Dictionary of National Biography, 1885-1900/North, John (1551?-1597)
NORTH, Sir JOHN (1551?–1597), scholar and soldier, born about 1551, was the eldest son of Roger, second baron North [q. v.], of Kirtling or Cartelage, Cambridgeshire, by his wife Winifred, daughter of Richard, lord Rich, widow of Sir Henry Dudley, knt. (Visitation of Nottingham, Harl. Soc. Publ. iv. 82). In November 1562, 'being then of immature age,' he was matriculated fellow- commoner of Peterhouse, of which college his grandfather, Edward, first baron North [q. v.], was a benefactor. Young North was entrusted to the care of John Whitgift, who instructed him in good learning and Christian manners (Strype, Whitgift, p. 14). He migrated to Trinity College in 1567, when Whitgift became master of Trinity, and in November 1569 took the oath as a scholar of the university. On 19 April 1572 the senate passed a grace that his six years' study in humanioribus literis might suffice for his inception in arts, and on 6 May he was admitted M.A. On this occasion the corporation presented him with gifts of wine and sugar, at a cost of 38s. 9d. (Cooper, Annals of Cambridge, p. 307). On Friday, after the nativity of St. John the Baptist, 1572, he was made a free burgess and elected an alderman of Cambridge. In 1576, in accordance with the custom of the times, he travelled in Italy, being away for two years and two months, at a cost to his father of 49l. 10s.
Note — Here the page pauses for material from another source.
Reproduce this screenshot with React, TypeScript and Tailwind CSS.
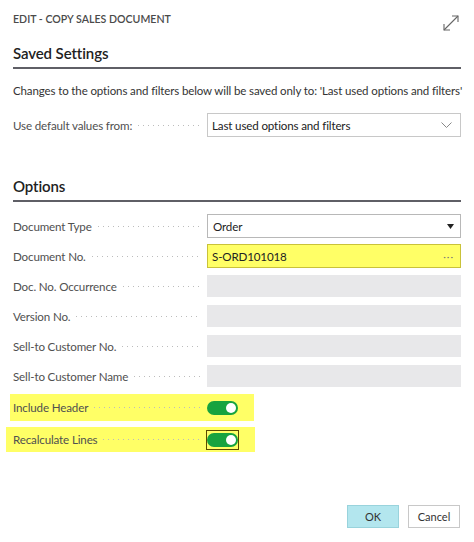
import React from "react";

const font = { fontFamily: 'Lato, "Noto Sans", sans-serif' };

const Leader = () => (
  <div className="flex-1 h-px mx-[6px] bg-[repeating-linear-gradient(90deg,#bcbcbc_0_1px,transparent_1px_5px)]" />
);

const Label = ({ text }: { text: string }) => (
  <div className="flex items-center w-[194px] shrink-0 text-[11.6px] tracking-[-0.15px] text-[#505050] whitespace-nowrap">
    <span>{text}</span>
    <Leader />
  </div>
);

const Heading = ({ text }: { text: string }) => (
  <div className="border-b-2 border-[#5f5f66] pb-[3px] text-[15px] leading-[22px] tracking-[-0.1px] text-[#212121] font-semibold">
    {text}
  </div>
);

const Toggle = ({ focused }: { focused?: boolean }) => (
  <div
    className={`flex items-center justify-center w-[33px] h-[20px] -ml-[1px] ${
      focused ? "border border-[#5a4a00]" : ""
    }`}
  >
    <div className="flex items-center justify-end w-[31px] h-[14px] rounded-full bg-[#17a33f] pr-[2px]">
      <div className="w-[10px] h-[10px] rounded-full bg-white" />
    </div>
  </div>
);

const readOnly = ["Doc. No. Occurrence", "Version No.", "Sell-to Customer No.", "Sell-to Customer Name"];

export default function App() {
  return (
    <div className="w-[474px] h-[542px] bg-white px-[13px] pt-[10px] overflow-hidden" style={font}>
      <div className="flex items-start justify-between">
        <div className="text-[10.6px] font-semibold text-[#4a4a4a] pt-[2px]">EDIT - COPY SALES DOCUMENT</div>
        <svg width="18" height="18" viewBox="0 0 18 18" className="mt-[4px] mr-[1px]" fill="none" stroke="#666" strokeWidth="1.1">
          <path d="M2 16 L16 2" />
          <path d="M10 2 H16 V8" />
          <path d="M2 10 V16 H8" />
        </svg>
      </div>

      <div className="mt-[10px]">
        <Heading text="Saved Settings" />
      </div>
      <div className="mt-[13px] text-[11.5px] tracking-[-0.12px] text-[#333] whitespace-nowrap">
        Changes to the options and filters below will be saved only to: 'Last used options and filters'
      </div>

      <div className="flex items-center mt-[14px] h-[24px]">
        <Label text="Use default values from:" />
        <div className="flex items-center justify-between flex-1 h-[24px] border border-[#c8c8c8] pl-[4px] pr-[8px] text-[11.6px] tracking-[-0.15px] text-[#222]">
          <span>Last used options and filters</span>
          <svg width="11" height="7" viewBox="0 0 11 7" fill="none" stroke="#888" strokeWidth="1">
            <path d="M0.5 0.5 L5.5 5.5 L10.5 0.5" />
          </svg>
        </div>
      </div>

      <div className="mt-[38px]">
        <Heading text="Options" />
      </div>

      <div className="flex flex-col gap-[6px] mt-[12px]">
        <div className="flex items-center h-[24px]">
          <Label text="Document Type" />
          <div className="flex items-center justify-between flex-1 h-[24px] border border-[#b8b8b8] pl-[5px] pr-[6px] text-[11.6px] tracking-[-0.15px] text-[#222]">
            <span>Order</span>
            <svg width="7" height="5" viewBox="0 0 7 5">
              <path d="M0 0 H7 L3.5 5 Z" fill="#222" />
            </svg>
          </div>
        </div>

        <div className="flex items-center h-[24px]">
          <Label text="Document No." />
          <div className="flex items-center justify-between flex-1 h-[24px] border border-[#c9c23a] bg-[#ffff66] pl-[4px] pr-[6px] text-[11.6px] tracking-[-0.15px] text-[#222]">
            <span>S-ORD101018</span>
            <span className="text-[10px] text-[#777] tracking-[1px]">···</span>
          </div>
        </div>

        {readOnly.map((t) => (
          <div key={t} className="flex items-center h-[24px]">
            <Label text={t} />
            <div className="flex-1 h-[22px] bg-[#e8e8ea]" />
          </div>
        ))}

        <div className="flex items-center h-[27px] w-[244px] -ml-[3px] pl-[3px] bg-[#ffff66]">
          <Label text="Include Header" />
          <Toggle />
        </div>

        <div className="flex items-center h-[25px] w-[249px] -ml-[7px] pl-[7px] bg-[#ffff66]">
          <Label text="Recalculate Lines" />
          <Toggle focused />
        </div>
      </div>

      <div className="flex justify-end gap-[9px] mt-[53px] pr-[1px]">
        <button className="w-[52px] h-[23px] bg-[#b3e6ee] border border-[#99d3dc] text-[11px] text-[#333]">OK</button>
        <button className="w-[52px] h-[23px] bg-white border border-[#c8c8c8] text-[11px] text-[#333]">Cancel</button>
      </div>
    </div>
  );
}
In 1579, after the union of Utrecht, North went to the Netherlands with Sir John Norris (1547?–1597) [q. v.], and took service as a volunteer in the cause of the provinces. He returned to England in 1580, and probably married. He may be the Mr. North who visited Poland in 1581 (Dee, Diary, p. 19), and who, after returning in 1582, had an audience of the queen, who had been sumptuously entertained at Kirtling in 1578. He was returned M.P. for Cambridgeshire to the fifth parliament of Elizabeth in 1584. He again went to the Netherlands with Leicester and Sidney late in 1585. At Flushing he had a violent quarrel with one Webbe, whose eyes he attempted to gouge out in a desperate encounter. Webbe appealed to Leicester as supreme governor, but he strangely decided that, as both were Englishmen, the matter was in the queen's cognisance. North then returned to England, and sat for Cambridgeshire in the sixth parliament of Elizabeth, which met in October 1586; and again in the seventh, which was summoned for November 1587, but was prorogued to February 1588 (Returns of Members; Willis, Not. Parl. iii. pt. 2, pp. 99, 108, 118). He went a third time to the Netherlands, and joined the enemy in 1597, 'for religion's sake only;' but sent information to his father of certain plots formed against the queen by 'one Mr. Arondell [see Arundell, Thomas, first Lord Arundell of Wardour], who had been created a count of the empire' (Black, Cat. Ashmol. MSS. p. 1461). He died in Flanders during his father's lifetime, 5 June 1597 (Baker, Northampton, i. 527). A fine monument was erected to his memory by his widow in the church of 'St. Gregory by Paul's.'
He married Dorothy, daughter and heiress of Sir Valentine Dale, LL.D., master of the requests, by whom he had issue: Dudley, third baron North [q. v.], godson of the Earl of Leicester; Elizabeth, wife of William, son of Sir Jerome Horsey; Sir John North, K.B.; Gilbert; Roger [q. v.], the navigator; and Mary, wife of Sir Francis Coningsby of South Mimms, Hertfordshire.
There is a picture of Sir John at Wroxton Abbey, Oxfordshire, showing him with fair hair, ruff, and light brocaded dress; and there is another portrait by the younger Crainus at Waldershare.
[In addition to authorities cited, Cooper's Athenæ Cant.; Hoofd's Ned. Hist. vii. 132 (the other references in Hoofd probably relate to the second Baron North, with whom the son is sometimes confused in Dutch works); Van der Aa's Biog. Woordenboeck, xiii. art. 'North;' Collins's Peerage; Dugdale's Baronage; Cal. State Papers, 1547-1580, p. 447.]